Birlikte daha temiz bir enerjiye
Güney Afrika enerjide dönüşümü hedefliyor. Aralarında Almanya’nın da bulunduğu devletler grubu bunu yeni bir ortalıkla destekliyor.
Ortaklaşa keşiflerinin üzerinden yaklaşık bir asır geçmiş olsa bile Alman mühendisler Franz Fischer ve Hans Tropsch’un varlıkları Güney Afrika’da hala hissediliyor. Katı kömürü sıvı yakıta dönüştürme yöntemleri, Secunda’daki Sasol tesisinde dünyanın başka hiçbir yerinde görülmeyen bir ölçekte uygulanıyor: Kömür sıvılaştırma tesisinde günde 25 milyon litreden fazla dizel yakıtı üretiliyor. Faal olduğu yaklaşık 70 yıllık sürede Sasol tesisinde 300 milyar litreden fazla yakıt üretildi. Bununla birlikte, bu gelişmiş yöntemin bedeli sadece parayla ölçülebilen bir şey değil: Yılda yaklaşık 60 milyon ton CO2 salımıyla Sasol tesisi aynı zamanda dünyanın en büyük karbondioksit üreticilerinden de biri.
İçinde bulunduğumuz iklim değişikliği döneminde bu, önüne geçilmesi gereken bir durum, aynı şekilde Güney Afrika’nın elektrik üretiminin yüzde 80’inden fazlasının kömürden elde ediyor olması da. Almanya’nın Güney Afrika ile imzaladığı enerji ortaklığı, yakıt ve elektrik üretimindeki bu iki asli günahla mücadele etmeyi hedefliyor. Almanya, Fransa, İngiltere, ABD ve Avrupa Birliği, 2021 Kasımında Glasgow’da düzenlenen iklim zirvesinde, enerjide adil bir dönüşüm ortaklığı olan Just Energy Transition Partnership (JETP) çerçevesinde, Güney Afrika’yı kredi ve hibelerle desteklemek üzere 8,5 milyar ABD dolarını bu amaçla harekete geçirdi. Bu bağlamda maden işçileri, kadınlar ve gençler gibi hassas sosyal gruplar özellikle göz önünde bulundurularak kömürden enerji kazanımına son verilmesi ve yenilenebilir enerjilerin yaygınlaştırılması teşvik edilecek. Yılda ortalama 2.800 saat güneş ışığı ve Atlantik kıyısındaki sert rüzgarlar sayesinde Güney Afrika’da yeşil enerji üretimi koşulları oldukça iyi.
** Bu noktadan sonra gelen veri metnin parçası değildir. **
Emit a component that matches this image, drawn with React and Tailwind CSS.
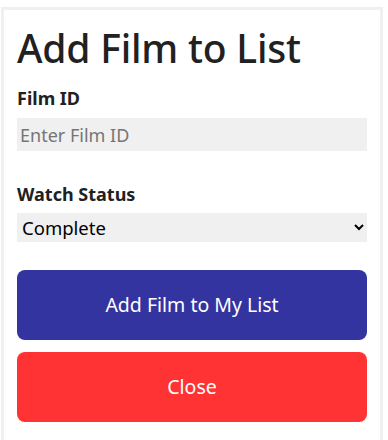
import React from "react";

export default function App() {
  return (
    <div className="pt-[7px] pl-[1px] bg-white min-h-[440px]" style={{ fontFamily: '"Noto Sans", sans-serif' }}>
      <div className="w-[382px] h-[440px] border-[3px] border-b-0 border-[#f0f0f0] px-[13px] text-[#212121]">
        <h1 className="text-[39px] leading-[48px] mt-[14px] font-medium tracking-[-0.2px]">Add Film to List</h1>
        <label className="block text-[18px] font-bold leading-[27px] mt-[13px]">Film ID</label>
        <input
          type="text"
          placeholder="Enter Film ID"
          className="block w-full h-[33px] mt-[6px] bg-[#f0f0f0] border-0 outline-none px-[3px] text-[18px] placeholder:text-[#757575]"
        />
        <label className="block text-[18px] font-bold leading-[27px] mt-[30px]">Watch Status</label>
        <select className="block w-full h-[29px] mt-[5px] bg-[#f0f0f0] border-0 outline-none text-[18.5px] text-black px-[1px]" defaultValue="Complete">
          <option>Complete</option>
          <option>Watching</option>
          <option>Plan to Watch</option>
        </select>
        <button className="block w-full h-[70px] mt-[28px] rounded-[8px] bg-[#3434a1] text-white text-[19.5px]">
          Add Film to My List
        </button>
        <button className="block w-full h-[70px] mt-[12px] rounded-[8px] bg-[#ff3333] text-white text-[19.5px]">
          Close
        </button>
      </div>
    </div>
  );
}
JETP ile Güney Afrika’da enerjide dönüşümün başlatılması amaçlanıyor.
Bu çerçevede, kömürden yenilenebilir enerji kaynaklarına geçişi örnekleyebilecek projeler öne çıkarılıyor. Örneğin, Sasol ve Berlin’deki Helmholtz Merkezi’nin bir projesi olan, Güney Afrika’da geliştirilmiş Fischer-Tropsch yönteminin, şimdiye kadar olduğu gibi kömürü dizele dönüştürmek için değil de hidrojeni jet yakıtına (gaz yağına) dönüştürmek için kullanılması. Bu süreçte karbon salımı gerçekleşmiyor, aksine karbon kullanılıyor. Dolayısıyla, hidrojen iklim dostu bir şekilde üretildiği sürece, süreç sadece iklim açısından nötr olmakla kalmıyor, hatta iklim üzerinde pozitif bir etkiye de sahip oluyor. Güneşli ve rüzgârlı Ümit Burnu’nda yeşil hidrojen üretmek de imkânsız değil. Alman-Güney Afrika enerji ortaklığı bu konuda da gerekli teknoloji ve yatırım transferini sağlayacak.